Thursday, July 19, 2012

200 Years Later

Sometimes fact is stranger than fiction; sometimes it’s equally strange.  According to Leonard Wibberley, author of The Mouse that Roared, in 1955, the Duchy of Grand Fenwick had armed forces comprised of 700 bowmen and 20 men-at-arms.  Its most advanced weapon was the longbow.  Nevertheless, this small country declared war on the then nuclear-armed United States, and subsequently launched an invasion against the US.

If we turn back the pages of history 200 years, United States in 1812 was a fledgling country with fewer than 7000 troops and a navy of only 16 warships.  It nevertheless decided to declare war on Great Britain, arguably the most powerful nation in the world at the time.  Britain had an army of over a quarter of a million men, and a navy of 600 warships.

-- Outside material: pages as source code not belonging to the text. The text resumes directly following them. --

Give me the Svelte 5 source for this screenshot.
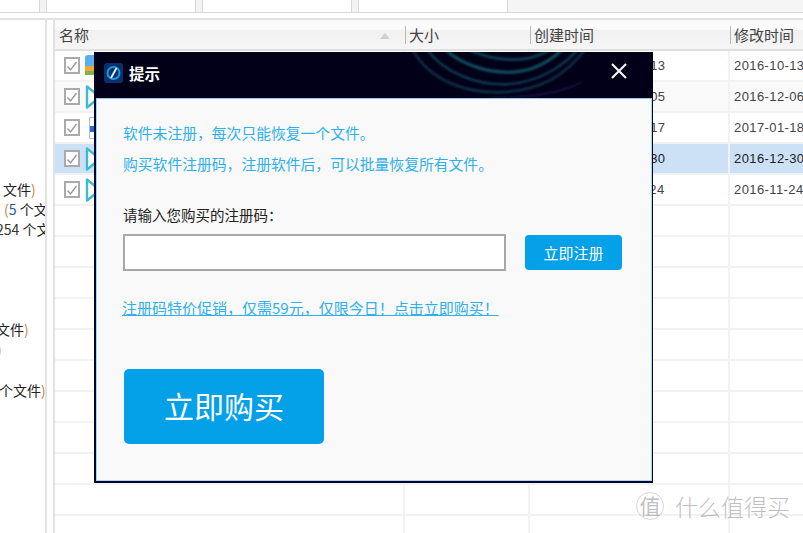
<script>
  const rows = [
    { created: '2016-10-13', modified: '2016-10-13', icon: 'img' },
    { created: '2016-12-05', modified: '2016-12-06', icon: 'play', alt: true },
    { created: '2017-01-17', modified: '2017-01-18', icon: 'doc' },
    { created: '2016-12-30', modified: '2016-12-30', icon: 'play', selected: true },
    { created: '2016-11-24', modified: '2016-11-24', icon: 'play' }
  ];
  const empties = Array.from({ length: 11 });
</script>

<div class="page">
  <div class="tabs">
    <div class="tab t1"></div>
    <div class="tab t2"></div>
    <div class="tab t3"></div>
    <div class="tab t4"></div>
    <div class="tabrest"></div>
  </div>

  <div class="main">
    <aside class="side">
      <div class="ln l1">文件<span class="par">)</span></div>
      <div class="ln l2"><span class="par">(</span><span class="num">5</span> 个文件</div>
      <div class="ln l3"><span class="num2">254</span> 个文件</div>
      <div class="ln l4">文件<span class="par">)</span></div>
      <div class="ln l5"><span class="par">)</span></div>
      <div class="ln l6">个文件<span class="par">)</span></div>
    </aside>

    <section class="table">
      <div class="head">
        <div class="hc c1">名称<span class="sort"></span></div>
        <div class="hc c2">大小</div>
        <div class="hc c3">创建时间</div>
        <div class="hc c4">修改时间</div>
      </div>
      {#each rows as r}
        <div class="row" class:alt={r.alt} class:selected={r.selected}>
          <div class="cell c1">
            <span class="check">
              <svg width="12" height="12" viewBox="0 0 12 12"><path d="M1.5 6.5 L4.5 10 L10.5 2" fill="none" stroke="#999" stroke-width="1.4"/></svg>
            </span>
            {#if r.icon === 'img'}
              <svg class="ficon" width="16" height="26" viewBox="0 0 16 26">
                <rect x="0" y="2" width="16" height="14" rx="3" fill="#5aaef0"/>
                <rect x="0" y="13" width="16" height="5" fill="#f2a531"/>
                <rect x="0" y="18" width="16" height="4" fill="#79b54a"/>
              </svg>
            {:else if r.icon === 'play'}
              <svg class="ficon" width="16" height="26" viewBox="0 0 16 26">
                <path d="M2 2.5 L2 23.5 L15 13 Z" fill="#fff" stroke="#3fbccb" stroke-width="2.4" stroke-linejoin="round"/>
              </svg>
            {:else}
              <svg class="ficon" width="16" height="26" viewBox="0 0 16 26">
                <rect x="4.5" y="2.5" width="10" height="21" fill="#fff" stroke="#bbb"/>
                <rect x="5" y="11" width="5" height="6" fill="#1f6fd0"/>
              </svg>
            {/if}
          </div>
          <div class="cell c2"></div>
          <div class="cell c3">{r.created}</div>
          <div class="cell c4">{r.modified}</div>
        </div>
      {/each}
      {#each empties as _}
        <div class="row">
          <div class="cell c1"></div>
          <div class="cell c2"></div>
          <div class="cell c3"></div>
          <div class="cell c4"></div>
        </div>
      {/each}
    </section>
  </div>

  <div class="dialog">
    <header class="title">
      <svg class="swirl" width="559" height="46" viewBox="0 0 559 46">
        <defs>
          <filter id="soft" x="-10%" y="-10%" width="120%" height="120%"><feGaussianBlur stdDeviation="1"/></filter>
        </defs>
        <g fill="none" filter="url(#soft)">
          <path d="M318 -4 C335 30 375 42 410 40 C450 38 475 20 492 -4" stroke="#0b2a40" stroke-width="3"/>
          <path d="M332 -4 C350 22 385 34 415 32 C445 30 470 14 485 -4" stroke="#0e3a50" stroke-width="2.5"/>
          <path d="M350 -4 C365 12 395 22 420 20 C440 19 458 8 470 -4" stroke="#12505f" stroke-width="3"/>
          <path d="M372 -4 C390 6 415 10 435 6 C445 4 452 0 458 -4" stroke="#0e3c50" stroke-width="3"/>
          <path d="M395 46 C430 46 465 42 488 30" stroke="#1a1448" stroke-width="1.5"/>
        </g>
      </svg>
      <svg class="logo" width="19" height="20" viewBox="0 0 19 20">
        <rect width="19" height="20" rx="3" fill="#08306a"/>
        <circle cx="9.5" cy="10" r="6" fill="none" stroke="#1f93e0" stroke-width="2"/>
        <path d="M7 15 L12.5 5" stroke="#e4f5ff" stroke-width="1.8"/>
      </svg>
      <span class="ttext">提示</span>
      <svg class="close" width="18" height="18" viewBox="0 0 18 18">
        <path d="M2 2 L16 16 M16 2 L2 16" stroke="#f2f2f2" stroke-width="2.2"/>
      </svg>
    </header>
    <div class="body">
      <p class="info first">软件未注册，每次只能恢复一个文件。</p>
      <p class="info second">购买软件注册码，注册软件后，可以批量恢复所有文件。</p>
      <label class="lab" for="code">请输入您购买的注册码：</label>
      <div class="reg">
        <input id="code" class="input" type="text" />
        <button class="small">立即注册</button>
      </div>
      <span class="link">注册码特价促销，仅需59元，仅限今日！点击立即购买！</span>
      <button class="big">立即购买</button>
    </div>
  </div>

  <div class="mark">
    <span class="seal">值</span>
    <span class="wtext">什么值得买</span>
  </div>
</div>

<style>
  :global(body) { margin: 0; background: #fff; }
  .page {
    position: relative;
    width: 803px;
    height: 533px;
    overflow: hidden;
    background: #fff;
    font-family: "Noto Sans CJK SC", "Liberation Sans", sans-serif;
  }
  .tabs {
    display: flex;
    height: 12px;
    border-bottom: 1px solid #d8d8d8;
    background: #f3f3f3;
  }
  .tab { background: #fff; border-right: 1px solid #d8d8d8; }
  .t1 { width: 39px; }
  .t2 { width: 148px; margin-left: 6px; border-left: 1px solid #d8d8d8; }
  .t3 { width: 148px; margin-left: 6px; border-left: 1px solid #d8d8d8; }
  .t4 { width: 148px; margin-left: 6px; border-left: 1px solid #d8d8d8; }
  .tabrest { flex: 1; background: #f5f5f5; }

  .main {
    display: flex;
    margin-top: 5px;
    height: 515px;
    border-top: 2px solid #e2e2e2;
  }
  .side {
    width: 47px;
    border-right: 2px solid #e2e2e2;
    overflow: hidden;
    flex: none;
    font-size: 14px;
    line-height: 20px;
    color: #222;
    padding-top: 159px;
    box-sizing: border-box;
  }
  .ln { white-space: nowrap; height: 20px; }
  .l1 { margin-left: 3px; }
  .l2 { margin-left: 4px; }
  .l3 { margin-left: -4px; }
  .l4 { margin-left: -4px; margin-top: 80px; }
  .l5 { margin-left: -3px; }
  .l6 { margin-left: -1px; margin-top: 21px; }
  .par { color: #c8843a; }
  .num { color: #2a5a9a; }
  .num2 { color: #333; }

  .table {
    margin-left: 6px;
    flex: 1;
    border-left: 2px solid #e2e2e2;
    min-width: 0;
  }
  .head {
    display: flex;
    height: 31px;
    box-sizing: border-box;
    background: linear-gradient(#fbfbfb 0 35%, #f1f1f1 35%, #f5f5f5 100%);
    border-bottom: 2px solid #e0e0e0;
  }
  .hc {
    box-sizing: border-box;
    font-size: 15px;
    line-height: 30px;
    padding-left: 4px;
    color: #444;
    position: relative;
  }
  .hc.c2, .hc.c3, .hc.c4 {
    background: linear-gradient(#b8b8b8, #b8b8b8) no-repeat -1px 6px / 2px 18px;
  }
  .c1 { width: 350px; }
  .c2 { width: 125px; }
  .c3 { width: 200px; }
  .c4 { flex: 1; }
  .sort {
    position: absolute;
    left: 325px;
    top: 13px;
    border: 5px solid transparent;
    border-top: 0;
    border-bottom: 6px solid #cfcfcf;
  }
  .row {
    display: flex;
    height: 31px;
    box-sizing: border-box;
    border-bottom: 2px solid #f2f2f2;
  }
  .row.alt { background: #f9f9f9; }
  .row.selected { background: #cce0f6; }
  .cell {
    box-sizing: border-box;
    border-right: 2px solid #f2f2f2;
    font-size: 13px;
    line-height: 29px;
    color: #444;
    padding-left: 4px;
    white-space: nowrap;
    overflow: hidden;
    letter-spacing: 0.4px;
    font-family: "Liberation Sans", sans-serif;
  }
  .cell.c3 { padding-left: 65px; }
  .cell.c4 { border-right: 0; }
  .selected .cell { color: #222; }
  .cell.c1 {
    display: flex;
    align-items: center;
    padding-left: 9px;
    gap: 5px;
    overflow: visible;
  }
  .check {
    width: 16px;
    height: 17px;
    box-sizing: border-box;
    border: 2px solid #aaa;
    background: #fff;
    display: flex;
    align-items: center;
    justify-content: center;
    flex: none;
  }
  .ficon { flex: none; }

  .dialog {
    position: absolute;
    left: 94px;
    top: 52px;
    width: 559px;
    height: 431px;
    box-sizing: border-box;
    border: 1px solid #00062e;
    border-left-width: 2px;
    border-bottom-width: 2px;
    border-top: 0;
    display: flex;
    flex-direction: column;
    background: #f9f9f9;
  }
  .title {
    height: 46px;
    flex: none;
    margin: 0 -1px 0 -2px;
    background: #020018;
    display: flex;
    align-items: center;
    padding-left: 10px;
    padding-bottom: 4px;
    box-sizing: border-box;
    position: relative;
    overflow: hidden;
  }
  .swirl { position: absolute; left: 0; top: 0; }
  .logo { position: relative; }
  .ttext {
    position: relative;
    color: #fff;
    font-size: 15.5px;
    font-weight: 700;
    margin-left: 6px;
  }
  .close { position: absolute; left: 516px; top: 10px; }
  .body {
    flex: 1;
    border: 1px solid #a9d5ee;
    border-top-color: #8ccbee;
    display: flex;
    flex-direction: column;
    align-items: flex-start;
    padding-left: 26px;
    min-height: 0;
    overflow: hidden;
  }
  .info {
    margin: 0;
    color: #2fb0ea;
    font-size: 14.8px;
    line-height: 20px;
    white-space: nowrap;
  }
  .first { margin-top: 24px; }
  .second { margin-top: 11px; }
  .lab {
    margin-top: 31px;
    font-size: 14.5px;
    line-height: 20px;
    color: #222;
  }
  .reg {
    display: flex;
    align-items: center;
    margin-top: 9px;
  }
  .input {
    width: 383px;
    height: 37px;
    box-sizing: border-box;
    border: 2px solid #a8a8a8;
    background: #fff;
    padding: 0;
    outline: 0;
  }
  .small {
    width: 97px;
    height: 35px;
    margin-left: 19px;
    border: 0;
    border-radius: 4px;
    background: #04a0e8;
    color: #fff;
    font: 15px "Noto Sans CJK SC", sans-serif;
    padding: 0;
  }
  .link {
    margin-top: 27px;
    margin-left: -1px;
    color: #2fb0ea;
    font-size: 15px;
    line-height: 20px;
    text-decoration: underline;
    white-space: nowrap;
  }
  .big {
    margin-top: 51px;
    margin-left: 1px;
    width: 200px;
    height: 75px;
    border: 0;
    border-radius: 5px;
    background: #04a0e8;
    color: #fff;
    font: 30px "Noto Sans CJK SC", sans-serif;
    padding: 0 0 4px;
    flex: none;
  }
  .mark {
    position: absolute;
    left: 636px;
    top: 492px;
    display: flex;
    align-items: center;
    color: rgba(170, 170, 170, 0.75);
  }
  .seal {
    width: 28px;
    height: 28px;
    box-sizing: border-box;
    border: 1px solid rgba(190, 190, 190, 0.6);
    border-radius: 50%;
    font-size: 21px;
    line-height: 24px;
    text-align: center;
  }
  .wtext {
    margin-left: 11px;
    font-size: 23px;
    line-height: 28px;
    font-weight: 300;
  }
</style>
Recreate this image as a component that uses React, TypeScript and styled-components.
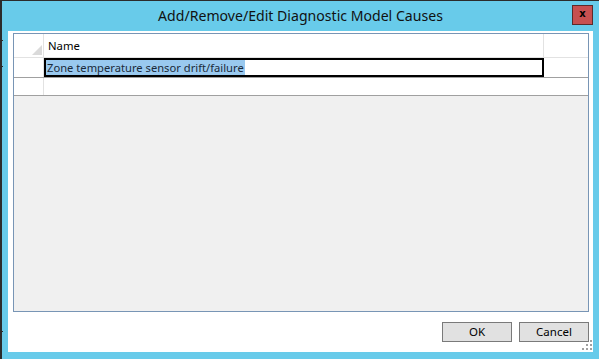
import React from 'react';
import styled, { createGlobalStyle } from 'styled-components';

const GlobalStyle = createGlobalStyle`
  html, body {
    margin: 0;
    padding: 0;
    background: #68cbea;
  }
  body {
    font-family: "Noto Sans", "Open Sans", sans-serif;
    color: #000;
  }
`;

const Window = styled.div`
  position: relative;
  width: 599px;
  height: 359px;
  box-sizing: border-box;
  background: #68cbea;
  border-top: 1px solid #2b2b2b;
  border-left: 2px solid #2b2b2b;
  padding: 0 6px 7px 6px;
  display: flex;
  flex-direction: column;
`;

const Tick = styled.span<{ $top: number }>`
  position: absolute;
  left: -2px;
  top: ${p => p.$top}px;
  width: 3px;
  height: 1px;
  background: #2b2b2b;
`;

const TitleBar = styled.div`
  height: 30px;
  display: grid;
  grid-template-columns: 1fr auto 1fr;
  align-items: center;
`;

const Title = styled.div`
  grid-column: 2;
  font-size: 14.1px;
  line-height: 30px;
  color: #111;
  white-space: nowrap;
`;

const CloseButton = styled.div`
  grid-column: 3;
  justify-self: end;
  align-self: start;
  margin-top: 4px;
  width: 21px;
  height: 20px;
  box-sizing: border-box;
  background: #c75050;
  border: 1px solid #5c2a2a;
  display: flex;
  align-items: center;
  justify-content: center;
  font-family: "DejaVu Sans", sans-serif;
  font-weight: bold;
  font-size: 10px;
  line-height: 1;
  padding-bottom: 2px;
`;

const Client = styled.div`
  position: relative;
  flex: 1;
  background: #fff;
  padding: 2px 4px 10px 5px;
  display: flex;
  flex-direction: column;
`;

const Panel = styled.div`
  flex: 1;
  border: 1px solid #7895b5;
  background: #f0f0f0;
  display: flex;
  flex-direction: column;
`;

const Row = styled.div<{ $h: number; $line: string }>`
  display: flex;
  height: ${p => p.$h}px;
  border-bottom: 1px solid ${p => p.$line};
  background: #fff;
`;

const RowHeader = styled.div`
  position: relative;
  width: 30px;
  box-sizing: border-box;
  border-right: 1px solid #e2e2e2;
  flex-shrink: 0;
`;

const Corner = styled.svg`
  position: absolute;
  right: 1px;
  bottom: 2px;
`;

const HeaderCell = styled.div`
  width: 500px;
  box-sizing: border-box;
  border-right: 1px solid #e2e2e2;
  font-size: 11.3px;
  padding-left: 4px;
  display: flex;
  align-items: center;
  padding-bottom: 1px;
`;

const Filler = styled.div`
  flex: 1;
`;

const EditCell = styled.div`
  width: 500px;
  box-sizing: border-box;
  border: 2px solid #000;
  font-size: 11.2px;
  line-height: 15px;
  display: flex;
`;

const Selected = styled.span`
  background: #99c9ef;
  color: #1a2a3a;
  padding: 0 1px;
  white-space: nowrap;
`;

const Footer = styled.div`
  display: flex;
  justify-content: flex-end;
  gap: 7px;
  margin-top: 10px;
`;

const Button = styled.div`
  width: 70px;
  height: 20px;
  box-sizing: border-box;
  background: #e1e1e1;
  border: 1px solid #7a7a7a;
  font-size: 11.5px;
  display: flex;
  align-items: center;
  justify-content: center;
  padding-bottom: 1px;
`;

const Grip = styled.svg`
  position: absolute;
  right: 1px;
  bottom: 2px;
`;

const gripDots = [
  [8, 0],
  [4, 4], [8, 4],
  [0, 8], [4, 8], [8, 8],
];

export default function App() {
  return (
    <>
      <GlobalStyle />
      <Window>
        <Tick $top={39} />
        <Tick $top={65} />
        <Tick $top={330} />
        <TitleBar>
          <Title>Add/Remove/Edit Diagnostic Model Causes</Title>
          <CloseButton>x</CloseButton>
        </TitleBar>
        <Client>
          <Panel>
            <Row $h={23} $line="#e2e2e2">
              <RowHeader>
                <Corner width="10" height="10" viewBox="0 0 10 10">
                  <polygon points="10,0 10,10 0,10" fill="#dadada" />
                </Corner>
              </RowHeader>
              <HeaderCell>Name</HeaderCell>
              <Filler />
            </Row>
            <Row $h={19} $line="#a0a0a0">
              <RowHeader />
              <EditCell>
                <Selected>Zone temperature sensor drift/failure</Selected>
              </EditCell>
              <Filler />
            </Row>
            <Row $h={17} $line="#a0a0a0">
              <RowHeader />
              <Filler />
            </Row>
          </Panel>
          <Footer>
            <Button>OK</Button>
            <Button>Cancel</Button>
          </Footer>
          <Grip width="10" height="10" viewBox="0 0 10 10">
            {gripDots.map(([x, y]) => (
              <rect key={`${x}-${y}`} x={x} y={y} width="2" height="2" fill="#a0a0a0" />
            ))}
          </Grip>
        </Client>
      </Window>
    </>
  );
}
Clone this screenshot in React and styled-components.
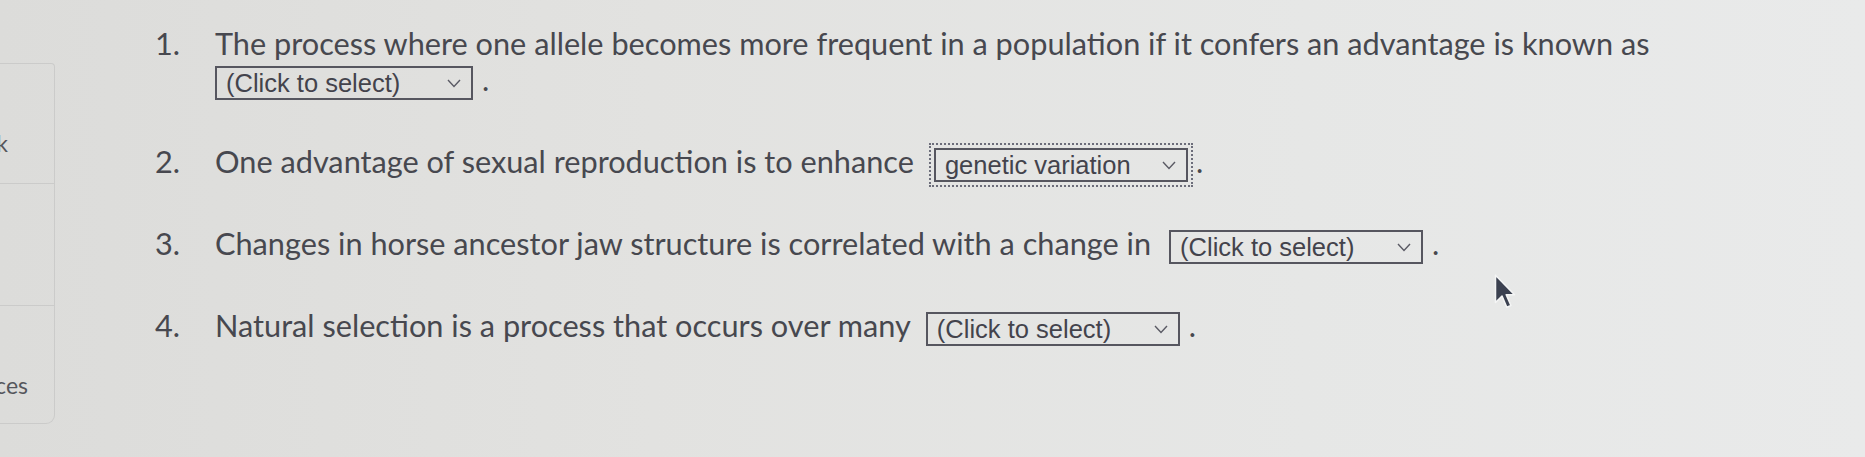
import React from "react";
import styled, { createGlobalStyle } from "styled-components";

const GlobalStyle = createGlobalStyle`
  html, body {
    margin: 0;
    padding: 0;
  }
  body {
    width: 1865px;
    height: 457px;
    overflow: hidden;
    font-family: Lato, "Open Sans", sans-serif;
    background: linear-gradient(90deg, #dcdcda 0%, #e2e2e0 35%, #e6e7e6 70%, #e9eaea 100%);
  }
`;

const Page = styled.div`
  position: relative;
  display: flex;
  width: 1865px;
  height: 457px;
`;

const Sidebar = styled.div`
  display: flex;
  flex-direction: column;
  width: 54px;
  height: 359px;
  margin-top: 63px;
  border: 1.5px solid #cbcbca;
  border-left: none;
  border-radius: 0 4px 9px 0;
  overflow: hidden;
`;

const SideCell = styled.div`
  flex: 1;
  display: flex;
  align-items: flex-end;
  justify-content: flex-end;
  padding: 0 ${(p) => p.$pr}px ${(p) => p.$pb}px 0;
  border-top: ${(p) => (p.$first ? "none" : "1.5px solid #cbcbca")};
  overflow: hidden;
  white-space: nowrap;
  font-size: 23px;
  color: #55565c;
`;

const Questions = styled.ol`
  list-style: none;
  margin: 0;
  padding: 26px 0 0 60px;
  width: 1560px;
  display: flex;
  flex-direction: column;
  gap: 46px;
`;

const Item = styled.li`
  display: flex;
  align-items: flex-start;
  font-size: 30.7px;
  line-height: 36px;
  color: #47484f;
`;

const Num = styled.span`
  flex: 0 0 100px;
  text-align: right;
  padding-right: 35px;
  box-sizing: border-box;
`;

const Text = styled.div`
  flex: 1;
`;

const Select = styled.span`
  display: inline-flex;
  align-items: center;
  justify-content: space-between;
  box-sizing: border-box;
  width: ${(p) => p.$w || 254}px;
  height: 34px;
  margin: -4px 0 -4px ${(p) => (p.$ml === undefined ? 18 : p.$ml)}px;
  padding: 0 10px 0 9px;
  border: 2px solid #56565f;
  vertical-align: middle;
  font-family: "Liberation Sans", Arial, sans-serif;
  font-size: 25.5px;
  line-height: 30px;
  color: #43434c;
  outline: ${(p) => (p.$focused ? "2.5px dotted #6c6d7a" : "none")};
  outline-offset: 3px;
`;

const Period = styled.span`
  margin-left: ${(p) => p.$gap || 9}px;
`;

const Cursor = styled.svg`
  position: absolute;
  left: 1493px;
  top: 274px;
`;

const Chevron = () => (
  <svg width="14" height="9" viewBox="0 0 14 9">
    <polyline points="1,1 7,7.5 13,1" fill="none" stroke="#5a5a64" strokeWidth="1.4" />
  </svg>
);

const Dropdown = ({ value, focused, w, ml }) => (
  <Select $focused={focused} $w={w} $ml={ml}>
    <span>{value}</span>
    <Chevron />
  </Select>
);

const App = () => {
  return (
    <>
      <GlobalStyle />
      <Page>
        <Sidebar>
          <SideCell $first $pr={46} $pb={26}>eBook</SideCell>
          <SideCell $pr={0} $pb={28} />
          <SideCell $pr={26} $pb={24}>References</SideCell>
        </Sidebar>
        <Questions>
          <Item>
            <Num>1.</Num>
            <Text>
              The process where one allele becomes more frequent in a population if it confers an advantage is known as{" "}
              <Dropdown value="(Click to select)" ml={0} w={258} />
              <Period>.</Period>
            </Text>
          </Item>
          <Item>
            <Num>2.</Num>
            <Text>
              One advantage of sexual reproduction is to enhance
              <Dropdown value="genetic variation" focused ml={20} />
              <Period $gap={8}>.</Period>
            </Text>
          </Item>
          <Item>
            <Num>3.</Num>
            <Text>
              Changes in horse ancestor jaw structure is correlated with a change in
              <Dropdown value="(Click to select)" ml={18} />
              <Period>.</Period>
            </Text>
          </Item>
          <Item>
            <Num>4.</Num>
            <Text>
              Natural selection is a process that occurs over many
              <Dropdown value="(Click to select)" ml={15} />
              <Period>.</Period>
            </Text>
          </Item>
        </Questions>
        <Cursor width="24" height="38" viewBox="0 0 20 32">
          <path
            d="M2 1 L2 24 L7.5 18.5 L11.5 28 L15 26.5 L11 17.5 L18 17.5 Z"
            fill="#3b4150"
            stroke="#f4f5f5"
            strokeWidth="1.3"
            strokeLinejoin="round"
          />
        </Cursor>
      </Page>
    </>
  );
};

export default App;
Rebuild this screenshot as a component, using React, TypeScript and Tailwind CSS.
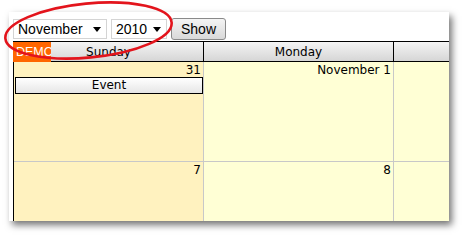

What boosted American confidence was Canada, the low-hanging fruit.  At the time, the population of Canada was a mere 300,000; compared with America’s 8 million.  Thomas Jefferson had declared, “The acquisition of Canada, this year … will be a mere matter of marching.”  Jefferson’s words returned to haunt him after the first two attempts at invasion ended by the complete surrender of American forces.

The American navy fared better.  Although we had nowhere near the naval power to challenge the British strategically at sea, America won moral victories in single ship duals with British frigates.  We all learned of one such victory – the Constitution versus the Guerriere – in grade school.   It was disheartening enough to the British that George Canning, Britain’s foreign secretary, told parliament that these American victories threatened nothing less than “the sacred spell of the invincibility” of the royal navy.

The real turning points in the war, however, were the American naval victories of Commodore Oliver Perry in the battle of Lake Erie and Commodore Thomas MacDonough  (any relation?) in the battle of Lake Champlain.  These thwarted British invasions of the US from the north and, when the Duke of Wellington advised his government that no victory in America could be achieved without naval superiority in the Great Lakes, a peace treaty was only a matter of time.

The War of 1812 was not James Madison’s finest hour.  His refusal to make full use of the navy and the bungled attempts at the invasion of Canada showed him to be something other than a man of action.

Madison, however, by the end of the war, distinguished himself in two ways.  First, he showed that he could learn and at some point began to recognize the importance of a strong American navy.  But, more importantly, throughout the entire conflict, he stuck to his republican principles.  Unlike the Federalists who, during the quasi war with France in 1789 passed the alien and sedition act and otherwise tried to suppress the opposition, Madison, as one admirer put it, withstood widespread opposition to the war, “without one trial for treason or even one prosecution for libel.”  

Anton Otto painting depicting the victory of the USS Constitution over HMS Guerriere  

1 comment:

James R said...

Fact does sometimes appear to be stranger than fiction, as for some strange coincidence, Bill, Pete and I were all talking about this recently. Or was it Steve and Ted and Bill and I? Sometimes fact is fiction. In any case, we were trying to come up with a decent reason why the U.S. started the War of 1812. I think Steve (yes, Steve must have been there) convinced us that it was mainly to grab territory from Canada. (I guess most countries' wars are the desire to take land from your neighbors.)

Now, is the Mouse that Roared symmetry about the tiny U.S. defeating the mighty Great Britain (for the 2nd time) or about the tiny Canada defeating the mighty U.S. invasion?

Incidentally (from Wikipedia),
"Canada also emerged from the war with a heightened sense of national feeling and solidarity, having repelled multiple American invasions. Battles such as the Battle of Queenston Heights and the Battle of Crysler's Farm became iconic for English-speaking Canadians. In Canada, especially Ontario, memory of the war retains national significance, as the invasions were largely perceived by Canadians as an annexation attempt by America seeking to expand US territory. In Canada, numerous ceremonies are scheduled in 2012 to commemorate a Canadian victory."